Nous ne résistons pas à l’attrait de la formule la plus complète, qui contient plusieurs plats qui nous intriguent. Le repas commence avec une deuxième mise en bouche, cette fois autour de la courge avec une raviole de butternut qui cache un chutney du même légume. Le légume encore cru est bien croquant, le chutney apporte une bonne acidité au plat, contre-balancée par la douceur d’une crème au chèvre : très bon. Le repas commence vraiment avec la première entrée, parfaitement accompagnée d’un verre de Pouilly-Fumé bien frais et rond choisi par le sommelier. Du tourteau, de la pomme et du céleris pour ouvrir le repas, rien que du très classique donc, mais c’est parfaitement exécuté, avec quelques coques pour ajouter une profondeur supplémentaire. Simple, mais très bon avant une deuxième entrée cette fois plus sophistiquée autour de la Saint-Jacques et du cèpe. Les noix sont cuites à la perfection, encore légèrement nacrées et recouvertes d’une couche de viennoise qui apporte beaucoup de douceur. Quelques copeaux et une émulsion de parmesan complètent le côté gourmand que des pickles de cèpes fondants cassent brutalement avec une acidité marquée, pour former une assiette équilibrée et vraiment délicieuse.
Dans ce menu fort justement automnal, le quatrième service est tout entier consacré aux cèpes, avec une tarte fine surmontée d’un crémeux et puis de lamelles du champignon. Ce serait déjà bien gourmand, mais ajoutez quelques fines tranches de lard de Colonatta et un jus réduit de veau et vous obtenez quelque chose de magique, une association de saveurs parfaite et de la gourmandise à revendre. C’est très très bon et on en reprendrait bien davantage, mais le repas est loin d’être terminé encore. On passe aux plats de résistances, avec tout d’abord une belle pièce de daurade royale en cuisson lente, ferme et fondante à la fois. Pour l’accompagner, quelques girolles, un petit peu de pomme de terre et surtout des écrevisses, qui viennent enrichir le plat également par un jus. C’est précis et bien dosé, il n’y a rien à redire vraiment. Pour la viande, le restaurant proposait ce jour-là du Colvert sauvage, un canard au goût bien différent de celui que l’on connaît habituellement en magret. La cuisson rosée est impeccable, et l’accompagnement n’est pas des petits pois dans l’esprit d’un pigeon à la française, comme on pourrait le croire au premier abord. Il s’agit en fait de fregola sarda, des pâtes sardes, des petites billes rondes qui ont été enrobées dans du cresson, ce qui ajoute non seulement de la couleur, mais aussi beaucoup de saveur. Encore une fois, c’est une assiette qui n’appelle aucune critique, c’est bien réalisé et excellent.

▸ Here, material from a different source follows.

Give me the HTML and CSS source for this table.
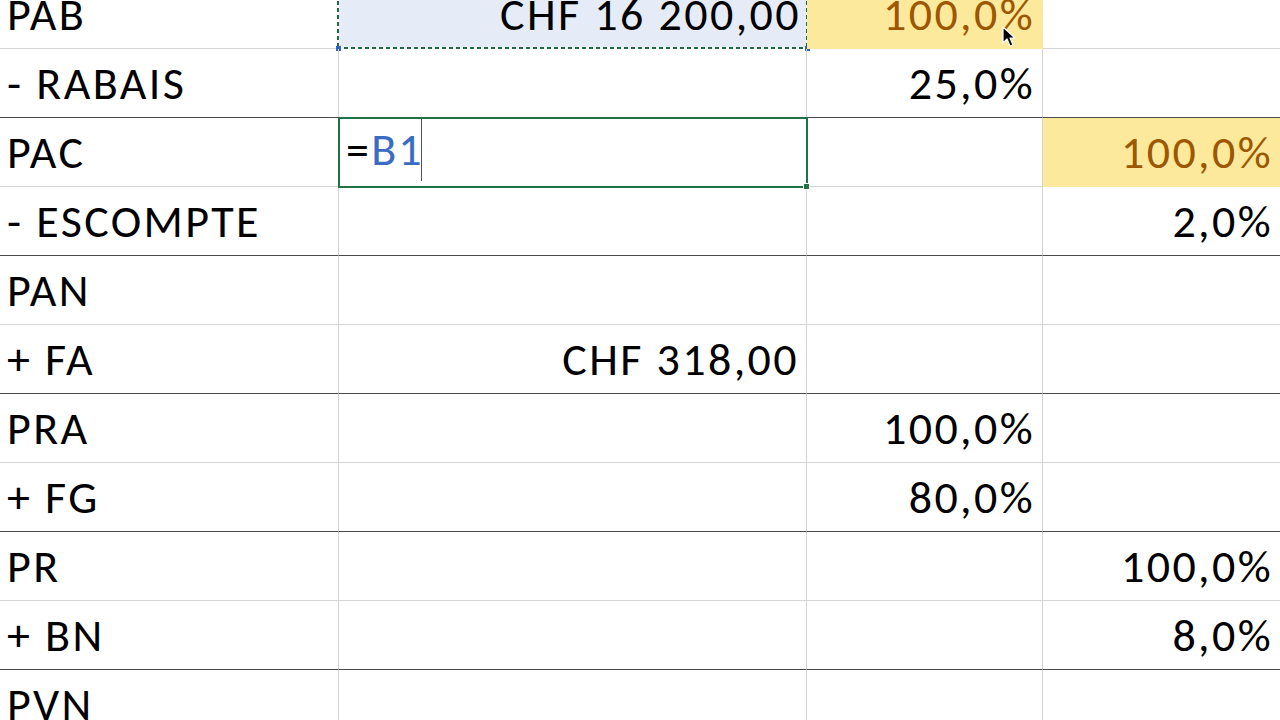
FILE: index.html
```html
<!DOCTYPE html>
<html lang="fr">
<head>
<meta charset="utf-8">
<title>Feuille</title>
<link rel="stylesheet" href="styles.css">
</head>
<body>
<div class="sheet">
  <div class="row">
    <div class="cell label">PAB</div>
    <div class="cell num ref">CHF 16 200,00
      <span class="knob kbl"></span><span class="knob kbr"></span>
    </div>
    <div class="cell num neutral">100,0%
      <svg class="pointer" width="16" height="22" viewBox="0 0 16 22"><path d="M1 1 L1 17 L5 13 L8 20 L11 19 L8 12 L13 12 Z" fill="#000" stroke="#fff" stroke-width="1.2" stroke-linejoin="round"/></svg>
    </div>
    <div class="cell num"></div>
  </div>
  <div class="row group-end">
    <div class="cell label">- RABAIS</div>
    <div class="cell num"></div>
    <div class="cell num">25,0%</div>
    <div class="cell num"></div>
  </div>
  <div class="row">
    <div class="cell label">PAC</div>
    <div class="cell active"><span class="eq">=</span><span class="refname">B1</span><span class="caret"></span><span class="fill-handle"></span></div>
    <div class="cell num"></div>
    <div class="cell num neutral">100,0%</div>
  </div>
  <div class="row group-end">
    <div class="cell label">- ESCOMPTE</div>
    <div class="cell num"></div>
    <div class="cell num"></div>
    <div class="cell num">2,0%</div>
  </div>
  <div class="row">
    <div class="cell label">PAN</div>
    <div class="cell num"></div>
    <div class="cell num"></div>
    <div class="cell num"></div>
  </div>
  <div class="row group-end">
    <div class="cell label">+ FA</div>
    <div class="cell num">CHF 318,00</div>
    <div class="cell num"></div>
    <div class="cell num"></div>
  </div>
  <div class="row">
    <div class="cell label">PRA</div>
    <div class="cell num"></div>
    <div class="cell num">100,0%</div>
    <div class="cell num"></div>
  </div>
  <div class="row group-end">
    <div class="cell label">+ FG</div>
    <div class="cell num"></div>
    <div class="cell num">80,0%</div>
    <div class="cell num"></div>
  </div>
  <div class="row">
    <div class="cell label">PR</div>
    <div class="cell num"></div>
    <div class="cell num"></div>
    <div class="cell num">100,0%</div>
  </div>
  <div class="row group-end">
    <div class="cell label">+ BN</div>
    <div class="cell num"></div>
    <div class="cell num"></div>
    <div class="cell num">8,0%</div>
  </div>
  <div class="row">
    <div class="cell label">PVN</div>
    <div class="cell num"></div>
    <div class="cell num"></div>
    <div class="cell num"></div>
  </div>
</div>
</body>
</html>
```

FILE: styles.css
```css
html, body {
  margin: 0;
  padding: 0;
  background: #fff;
  overflow: hidden;
  height: 720px;
}
.sheet {
  margin-top: -20px;
  width: 1280px;
  font-family: "Carlito", "Lato", "Liberation Sans", sans-serif;
  font-size: 46px;
  letter-spacing: 2.4px;
  color: #000;
}
.row {
  display: grid;
  grid-template-columns: 339px 468px 236px 237px;
  height: 69px;
}
.cell {
  position: relative;
  box-sizing: border-box;
  height: 69px;
  border-right: 1px solid #d4d4d4;
  border-bottom: 1px solid #d4d4d4;
  display: flex;
  align-items: flex-end;
  line-height: 1;
  padding: 0 7px 11px 7px;
  white-space: nowrap;
}
.cell:last-child { border-right: none; }
.group-end .cell { border-bottom: 1px solid #4a4a4a; }
.num { justify-content: flex-end; }
.label { justify-content: flex-start; }
.neutral {
  background: #fce99c;
  color: #9c5700;
  border-right-color: #fce99c;
  border-bottom-color: #fce99c;
}
.ref {
  border: none;
  padding-bottom: 12px;
  margin-left: -2px;
  margin-right: -1px;
  background-image:
    repeating-linear-gradient(90deg, #1f6b40 0 4px, #ffffff 4px 7px),
    repeating-linear-gradient(180deg, #1f6b40 0 4px, #ffffff 4px 7px),
    repeating-linear-gradient(180deg, #1f6b40 0 4px, #ffffff 4px 7px);
  background-size: 100% 2px, 2px 100%, 2px 100%;
  background-position: 0 100%, 0 0, 100% 0;
  background-repeat: no-repeat;
  background-color: #e6ecf7;
}
.knob {
  position: absolute;
  width: 5px;
  height: 5px;
  background: #2f63c6;
  bottom: -2px;
}
.kbl { left: -1px; }
.kbr { right: -2px; }
.pointer {
  position: absolute;
  left: 195px;
  top: 46px;
}
.active {
  border: 2px solid #217346;
  margin: -1px;
  height: 71px;
  padding: 0 8px 14px 6px;
  justify-content: flex-start;
  z-index: 2;
}
.eq { color: #000; }
.refname { color: #3b6cc4; letter-spacing: 2px; }
.caret {
  display: inline-block;
  width: 1px;
  height: 62px;
  background: #555;
  margin-left: -3px;
  margin-bottom: -9px;
}
.fill-handle {
  position: absolute;
  right: -4px;
  bottom: -4px;
  width: 5px;
  height: 5px;
  background: #217346;
  border: 1px solid #fff;
}
```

Avant d’arriver aux desserts, L’Atlantide 1874 sort un chariot de fromages, à l’ancienne. Vous aurez ainsi le choix parmi une large sélection de fromages, aux laits de vache, de brebis ou de chèvre, avec des produits locaux et quelques incontournables des plateaux. La sélection que nous avons dégustée était très bonne, avec des fromages affinés à la perfection et de bons goûts, sans excès de saveurs fortes. C’est comme avec le beurre demi-sel posé sur la table dès le départ et le pain fait maison fourni à volonté, méfiez-vous et gardez de la place pour les desserts, ils en valent la peine. Le menu en proposait deux, parfaitement adaptés à la saison. Le premier est construit autour du coing, confit et sous forme d’une pâte de fruits pour accompagner un financier et un crémeux aux marrons. Quelques notes de blé noir viennent réveiller l’ensemble et une couche de nougatine apporte du croustillant autant que de la gourmandise, tandis que la glace vanille ajoute la touche de fraîcheur : impeccable. Mais le clou du spectacle, c’est bien le dernier dessert, nommé simplement « Le cèpe de chocolat ». C’est d’abord un trompe l’œil assez convaincant, avec un assemblage de chocolat blanc pour former le pied, une demi-sphère de chocolat pour la tête du champignon et quelques accessoires bien pensés, du chocolat pour la terre et une tuile fine pour une feuille. C’est ensuite un dessert qui ose les associations originales, avec un crémeux aux cèpes dans le pied en chocolat blanc. Bilan, le cèpe se marie admirablement bien avec le chocolat. On pense aux marrons ou à des fruits secs, les associations de goût s’imposent comme une évidence en bouche, ce qui n’était pas le cas a priori. Chapeau, c’est une vraie réussite qui conclut magistralement le repas, même si les mignardises qui suivent sont toutes aussi réussies et pas trop sucrées, une fois n’est pas coutume.
L’Atlantide 1874 ne propose pas qu’une vue impressionnante sur Nantes et un service parfois un petit peu trop présent, c’est surtout un excellent restaurant. Le menu de dégustation complet à 100 € est un très bon rapport qualité/prix, même si c’est une somme qui reste évidemment conséquente, et surtout un menu absolument sans fausse note. Certaines adresses surprennent avec une entrée ou un plat, mais déçoivent avec les desserts. Rien de tel ici, où la précision des goûts et des cuissons est restée impeccable des amuses-bouches aux mignardises. Une belle performance.